Individuals are interested in the general, and not necessarily in the presentation of a specific service. Services in an individual communication space have to provide the quality of the human senses and since quality of senses is individual they have to adapt their presentation to each individual. Services have to adapt to the life stage of each individual and its environment.
The above rationales require intelligence in service provisioning in order to personalize, adapt to situational and environmental conditions, to monitor and to control the individual communication space.
I-centric communication considers the human behaviour as a starting point to adapt the activities of communication systems to it. Human beings do not want to employ technology, they rather want to communicate and act in their individual communication space. They may meet with others to talk, to celebrate, they read and travel, they are listening to news or to music, they take decisions, etc. The individual communication space is growing and shrinking in the time axes based on the individual life stage.
Human beings are interacting with objects in their communication space in certain contexts to solve the problems of daily life: money and bank accounts need to be managed, food has to be bought and to be prepared for eating, movies can be watched for entertainment, places are visited and newspapers are read to increase knowledge, other people are met for discussions.
A context represents a certain universe of discourse in an individual communication space at a certain point in time. Contexts and the related objects define the communication space of a human being. In general, human beings communicate with objects in their environment in a certain context. Note that the same objects may pertain to different contexts and to different communication spaces. Objects pertaining to a certain context can be active or passive at a certain moment in time depending on the situation of the user. They can be activated or deactivated by the user or environmental condition. They can be directly addressable or represent a set of physical entities performing a certain service as a whole.

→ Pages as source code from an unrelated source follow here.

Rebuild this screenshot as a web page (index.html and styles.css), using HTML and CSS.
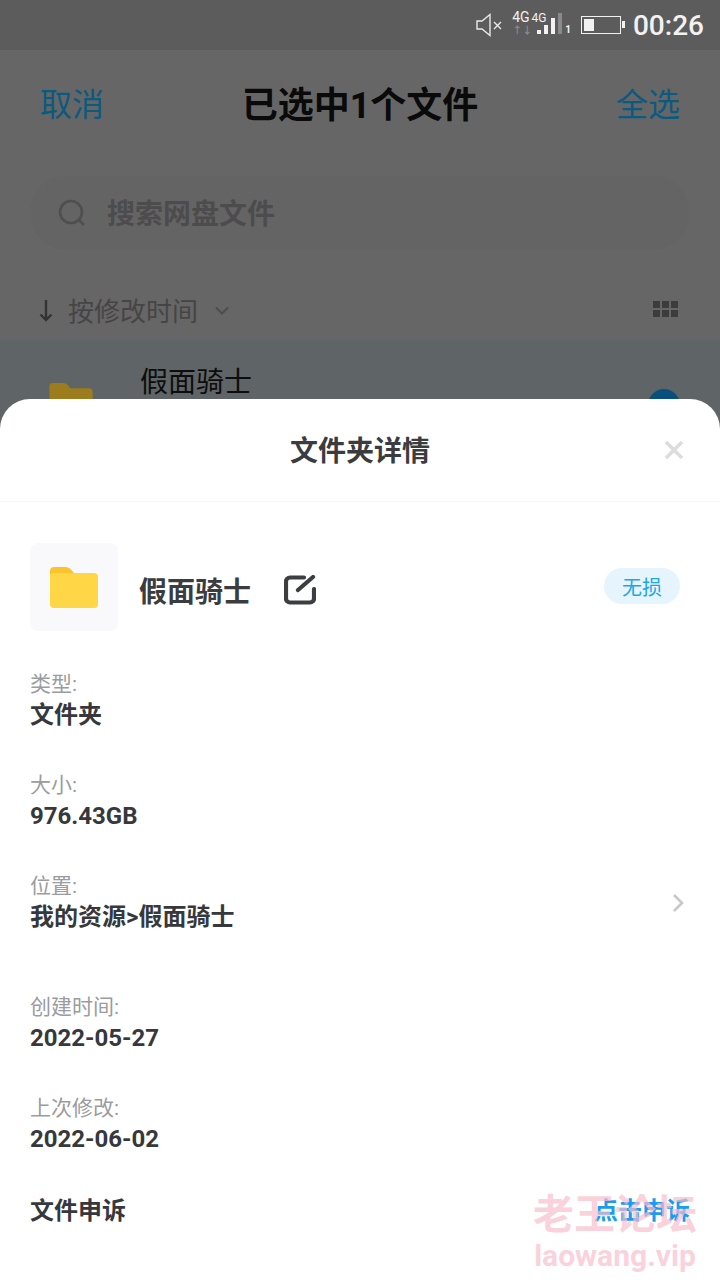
FILE: index.html
```html
<!DOCTYPE html>
<html lang="zh-CN">
<head>
    <meta charset="UTF-8">
    <meta name="viewport" content="width=device-width, initial-scale=1.0">
    <title>文件夹详情</title>
    <link rel="stylesheet" href="styles.css">
</head>
<body>
    <div class="page">
        <div class="status-bar">
            <svg class="mute-icon" width="27" height="24" viewBox="0 0 27 24" fill="none" stroke="#e8e8e8" stroke-width="1.400">
                <path d="M1 8h5l8-6.500v21L6 16H1z"/>
                <path d="M18 9l7 7M25 9l-7 7"/>
            </svg>
            <div class="net">
                <div class="net-labels"><span class="net-big">4G</span><span class="net-small">4G</span></div>
                <div class="net-arrows">↑↓</div>
            </div>
            <div class="signal">
                <i class="sig s1"></i><i class="sig s2"></i><i class="sig s3"></i><i class="sig s4"></i>
            </div>
            <span class="sim">1</span>
            <div class="battery"><div class="battery-fill"></div></div>
            <span class="clock">00:26</span>
        </div>

        <div class="nav-bar">
            <span class="nav-link">取消</span>
            <span class="nav-title">已选中1个文件</span>
            <span class="nav-link">全选</span>
        </div>

        <div class="search">
            <svg width="30" height="30" viewBox="0 0 30 30" fill="none" stroke="#4f4f4f" stroke-width="2.600">
                <circle cx="14" cy="14" r="11"/>
                <path d="M22 22l5 5"/>
            </svg>
            <span class="search-text">搜索网盘文件</span>
        </div>

        <div class="sort-bar">
            <svg class="sort-arrow" width="14" height="22" viewBox="0 0 14 22" fill="none" stroke="#333333" stroke-width="2.400"><path d="M7 0v20M1.500 14.500L7 20l5.500-5.500"/></svg>
            <span class="sort-text">按修改时间</span>
            <svg class="sort-caret" width="14" height="9" viewBox="0 0 14 9" fill="none" stroke="#4d4d4d" stroke-width="2"><path d="M1 1.500l6 6 6-6"/></svg>
            <div class="grid-icon">
                <i></i><i></i><i></i><i></i><i></i><i></i>
            </div>
        </div>

        <div class="file-row">
            <svg class="file-folder" width="44" height="36" viewBox="0 0 48 40"><path d="M0 5a4 4 0 0 1 4-4h12a6 6 0 0 1 5 3l2 3h21a4 4 0 0 1 4 4v25a4 4 0 0 1-4 4H4a4 4 0 0 1-4-4z" fill="#9c7c1c"/></svg>
            <span class="file-name">假面骑士</span>
            <span class="file-check"></span>
        </div>

        <div class="sheet">
            <div class="sheet-head">
                <span class="sheet-title">文件夹详情</span>
                <svg class="sheet-close" width="20" height="20" viewBox="0 0 20 20" stroke="#dcdcdc" stroke-width="3.500"><path d="M2 2l16 16M18 2L2 18"/></svg>
            </div>

            <div class="sheet-file">
                <div class="folder-box">
                    <svg width="48" height="42" viewBox="0 0 48 42">
                        <path d="M0 5a4 4 0 0 1 4-4h12a7 7 0 0 1 5 2.500l3 3.500H4L0 10z" fill="#fcc42c"/>
                        <path d="M0 10a3 3 0 0 1 3-3h41a4 4 0 0 1 4 4v27a4 4 0 0 1-4 4H4a4 4 0 0 1-4-4z" fill="#ffd646"/>
                    </svg>
                </div>
                <span class="sheet-file-name">假面骑士</span>
                <svg class="edit-icon" width="32" height="30" viewBox="0 0 32 30" fill="none" stroke="#3c3e42" stroke-width="4.200" stroke-linecap="round">
                    <path d="M20 2.500H6a4 4 0 0 0-4 4v17a4 4 0 0 0 4 4h20a4 4 0 0 0 4-4V14"/>
                    <path d="M14 15L29 2"/>
                </svg>
                <span class="badge">无损</span>
            </div>

            <div class="info">
                <div class="info-label">类型:</div>
                <div class="info-value">文件夹</div>
            </div>
            <div class="info">
                <div class="info-label">大小:</div>
                <div class="info-value">976.43GB</div>
            </div>
            <div class="info info-tall">
                <div class="info-label">位置:</div>
                <div class="info-value">我的资源&gt;假面骑士</div>
                <svg class="info-more" width="12" height="20" viewBox="0 0 12 20" fill="none" stroke="#c8c8c8" stroke-width="2.600"><path d="M2 2l8 8-8 8"/></svg>
            </div>
            <div class="info">
                <div class="info-label">创建时间:</div>
                <div class="info-value">2022-05-27</div>
            </div>
            <div class="info">
                <div class="info-label">上次修改:</div>
                <div class="info-value">2022-06-02</div>
            </div>
            <div class="appeal">
                <span class="info-value">文件申诉</span>
                <span class="appeal-link">点击申诉</span>
            </div>
        </div>

        <div class="watermark">
            <div class="watermark-cn">老王论坛</div>
            <div class="watermark-en">laowang.vip</div>
        </div>
    </div>
</body>
</html>
```

FILE: styles.css
```css
/* page */
html, body {
    margin: 0;
    padding: 0;
}

body {
    font-family: Roboto, "Noto Sans CJK SC", sans-serif;
}

.page {
    position: relative;
    width: 720px;
    height: 1280px;
    overflow: hidden;
    background-color: #666666;
}

/* status bar */
.status-bar {
    display: flex;
    align-items: center;
    justify-content: flex-end;
    height: 50px;
    padding-right: 16px;
    background-color: #5c5c5c;
    color: #f2f2f2;
}

.mute-icon {
    margin-right: 9px;
}

.net {
    width: 25px;
    margin-top: -4px;
    line-height: 1;
    white-space: nowrap;
}

.net-labels {
    display: flex;
    align-items: baseline;
    gap: 2px;
}

.net-big {
    font-size: 14px;
}

.net-small {
    font-size: 12px;
}

.net-arrows {
    font-size: 10px;
    font-weight: 700;
    color: #8a8a8a;
    margin-top: 2px;
}

.signal {
    display: flex;
    align-items: flex-end;
    align-self: flex-end;
    gap: 3px;
    height: 21px;
    margin-bottom: 16px;
}

.sig {
    width: 4px;
    background-color: #f2f2f2;
}

.s1 { height: 4px; }
.s2 { height: 9px; }
.s3 { height: 16px; }
.s4 { height: 21px; background-color: #8a8a8a; }

.sim {
    align-self: flex-end;
    font-size: 10px;
    font-weight: 700;
    line-height: 8px;
    margin: 0 10px 16px 3px;
}

.battery {
    position: relative;
    box-sizing: border-box;
    width: 40px;
    height: 18px;
    border: 1.500px solid #f2f2f2;
    padding: 2px;
    margin-right: 12px;
}

.battery::after {
    content: "";
    position: absolute;
    top: 4px;
    right: -5px;
    width: 3px;
    height: 7px;
    background-color: #f2f2f2;
}

.battery-fill {
    width: 10px;
    height: 100%;
    background-color: #f2f2f2;
}

.clock {
    font-size: 28px;
    font-weight: 500;
}

/* nav */
.nav-bar {
    display: flex;
    align-items: center;
    justify-content: space-between;
    height: 104px;
    padding: 0 40px;
}

.nav-link {
    font-size: 32px;
    color: #0b5a80;
}

.nav-title {
    font-size: 36px;
    font-weight: 700;
    color: #0a0a0a;
}

/* search */
.search {
    display: flex;
    align-items: center;
    gap: 20px;
    height: 74px;
    margin: 22px 30px 0;
    padding-left: 27px;
    border-radius: 37px;
    background-color: #646464;
}

.search-text {
    margin-top: -2px;
    font-size: 28px;
    font-weight: 700;
    color: #4c4c4c;
}

/* sort */
.sort-bar {
    display: flex;
    align-items: center;
    box-sizing: border-box;
    height: 90px;
    padding: 28px 42px 0 39px;
}

.sort-arrow {
    margin: 3px 15px 0 0;
}

.sort-text {
    font-size: 26px;
    color: #454545;
}

.sort-caret {
    margin: 3px 0 0 17px;
}

.grid-icon {
    display: grid;
    grid-template-columns: repeat(3, 7px);
    gap: 2px;
    margin-left: auto;
}

.grid-icon i {
    height: 7px;
    background-color: #3c3c3c;
}

/* selected row */
.file-row {
    display: flex;
    align-items: flex-start;
    height: 200px;
    padding-left: 49px;
    background-color: #5f6466;
}

.file-folder {
    margin-top: 42px;
}

.file-name {
    margin: 20px 0 0 47px;
    font-size: 28px;
    color: #0d0d0d;
}

.file-check {
    width: 32px;
    height: 32px;
    margin: 49px 40px 0 auto;
    border-radius: 50%;
    background-color: #07507c;
}

/* bottom sheet */
.sheet {
    position: absolute;
    left: 0;
    top: 399px;
    width: 720px;
    height: 881px;
    border-radius: 30px 30px 0 0;
    background-color: #ffffff;
}

.sheet-head {
    position: relative;
    display: flex;
    align-items: center;
    justify-content: center;
    height: 102px;
    border-bottom: 1px solid #f5f6f7;
}

.sheet-title {
    margin-top: -2px;
    font-size: 28px;
    font-weight: 700;
    color: #3a3c40;
}

.sheet-close {
    position: absolute;
    right: 36px;
    top: 41px;
}

.sheet-file {
    display: flex;
    align-items: center;
    height: 88px;
    margin: 41px 40px 0 30px;
}

.folder-box {
    display: flex;
    align-items: center;
    justify-content: center;
    width: 88px;
    height: 88px;
    border-radius: 8px;
    background-color: #f9f9fb;
}

.sheet-file-name {
    margin: 6px 0 0 21px;
    font-size: 28px;
    font-weight: 700;
    color: #3a3c40;
}

.edit-icon {
    margin: 6px 0 0 33px;
}

.badge {
    display: flex;
    align-items: center;
    justify-content: center;
    width: 76px;
    height: 36px;
    margin: 0 0 2px auto;
    border-radius: 18px;
    background-color: #e6f5fd;
    font-size: 20px;
    color: #1ea6ea;
}

.info {
    position: relative;
    height: 101px;
    padding-left: 30px;
}

.sheet-file + .info {
    margin-top: 38px;
}

.info-tall {
    height: 121px;
}

.info-label {
    height: 31px;
    font-size: 21px;
    line-height: 31px;
    color: #9a9c9f;
}

.info-value {
    font-size: 24px;
    font-weight: 700;
    line-height: 31px;
    color: #36383c;
}

.info-more {
    position: absolute;
    right: 36px;
    top: 22px;
}

.appeal {
    display: flex;
    align-items: center;
    justify-content: space-between;
    margin-top: 2px;
    padding: 0 30px;
}

.appeal-link {
    font-size: 24px;
    font-weight: 700;
    line-height: 31px;
    color: #1a9cf0;
}

/* watermark */
.watermark {
    position: absolute;
    left: 533px;
    top: 1190px;
    width: 164px;
    text-align: center;
    color: rgba(248, 190, 205, 0.7);
    font-weight: 700;
    pointer-events: none;
}

.watermark-cn {
    font-size: 41px;
    line-height: 50px;
}

.watermark-en {
    font-size: 30px;
    line-height: 32px;
    white-space: nowrap;
}
```
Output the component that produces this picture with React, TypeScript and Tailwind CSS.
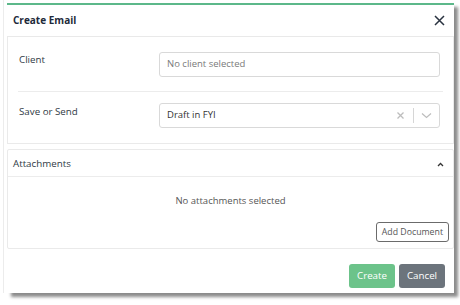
import React from "react";

export default function App() {
  return (
    <div className="w-[460px] h-[305px] bg-white relative overflow-hidden" style={{ fontFamily: '"Open Sans", "Noto Sans", sans-serif' }}>
      <div className="absolute left-[3px] top-0 w-px h-[293px] bg-[#ececec]" />
      <div className="absolute left-[7px] top-[3px] w-[447px] h-[290px] bg-white flex flex-col border-t-2 border-[#5cb88a] shadow-[4px_4px_3px_rgba(0,0,0,0.45)]">
        <div className="h-[32px] shrink-0 flex items-center justify-between pl-[6px] pr-[9px] border-b border-[#e9e9e9]">
          <span className="text-[10px] font-bold text-[#1e2a3a]">Create Email</span>
          <svg width="11" height="11" viewBox="0 0 11 11" className="text-[#2a3340]">
            <path d="M1 1 L10 10 M10 1 L1 10" stroke="currentColor" strokeWidth="1.5" />
          </svg>
        </div>
        <div className="shrink-0 h-[107px] border-x border-b border-[#eaeaea] px-[10px] flex flex-col">
          <div className="flex items-start pt-[15px] pb-[14px] border-b border-[#ececec]">
            <div className="w-[141px] pl-[1px] pt-[1px] text-[9.75px] text-[#2f3a45]">Client</div>
            <div className="w-[281px] h-[25px] border border-[#d9d9d9] rounded-[3px] flex items-center px-[7px] text-[9.5px] text-[#7a7a7a]">No client selected</div>
          </div>
          <div className="flex items-start pt-[11px]">
            <div className="w-[141px] pl-[1px] pt-[2px] text-[9.75px] text-[#2f3a45]">Save or Send</div>
            <div className="w-[281px] h-[25px] border border-[#d9d9d9] rounded-[3px] flex items-center pl-[7px] text-[9.5px] text-[#333]">
              <span className="flex-1">Draft in FYI</span>
              <svg width="9" height="9" viewBox="0 0 9 9" className="text-[#bdbdbd] mr-[8px]">
                <path d="M1.5 1.5 L7.5 7.5 M7.5 1.5 L1.5 7.5" stroke="currentColor" strokeWidth="1.3" />
              </svg>
              <div className="w-px h-[15px] bg-[#d6d6d6]" />
              <svg width="11" height="7" viewBox="0 0 11 7" className="text-[#bdbdbd] mx-[7px]">
                <path d="M1 1.5 L5.5 5.5 L10 1.5" stroke="currentColor" strokeWidth="1.2" fill="none" />
              </svg>
            </div>
          </div>
        </div>
        <div className="shrink-0 h-[5px]" />
        <div className="shrink-0 h-[100px] border border-[#eaeaea] rounded-[2px] flex flex-col">
          <div className="h-[27px] shrink-0 flex items-center justify-between pl-[5px] pr-[9px] pt-[3px] border-b border-[#ececec]">
            <span className="text-[9.75px] text-[#2f3a45]">Attachments</span>
            <svg width="7" height="5" viewBox="0 0 7 5" className="text-[#333]">
              <path d="M1 4 L3.5 1.5 L6 4" stroke="currentColor" strokeWidth="1.3" fill="none" />
            </svg>
          </div>
          <div className="flex-1 flex flex-col px-[4px]">
            <div className="text-center text-[9.5px] text-[#555] mt-[17px]">No attachments selected</div>
            <div className="flex justify-end mt-[14px]">
              <div className="h-[20px] px-[5px] border border-[#6b6b6b] rounded-[3px] flex items-center text-[8.75px] text-[#555]">Add Document</div>
            </div>
          </div>
        </div>
        <div className="flex-1 flex justify-end items-start pt-[15px] pr-[9px] gap-[4px]">
          <div className="w-[46px] h-[24px] rounded-[3px] bg-[#6cc38a] text-white text-[9.75px] flex items-center justify-center">Create</div>
          <div className="w-[46px] h-[24px] rounded-[3px] bg-[#6c747c] text-white text-[9.75px] flex items-center justify-center">Cancel</div>
        </div>
      </div>
    </div>
  );
}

A user might have different preferences in different situations. Sitting alone in a silent room might indicate that the user is willing to receive incoming phone calls. However, the same user can take it as a disturbance to be involved in a conversation with other people. To be I-centric requires knowledge of the actual situation of a user. An active context defines the relationship of a human being to a particular number of objects of its communication space at a moment in time, in a certain environment. I-centric communication systems have to be aware of the context a user is in and have to adapt their service provisioning to that very context in a certain temporal and environmental situation.
We believe that future services will adapt to individual requirements (I-centric communication). The communication system will provide the intelligence required for modelling the communication space of each individual adapting to his or her interests, environment and life stage.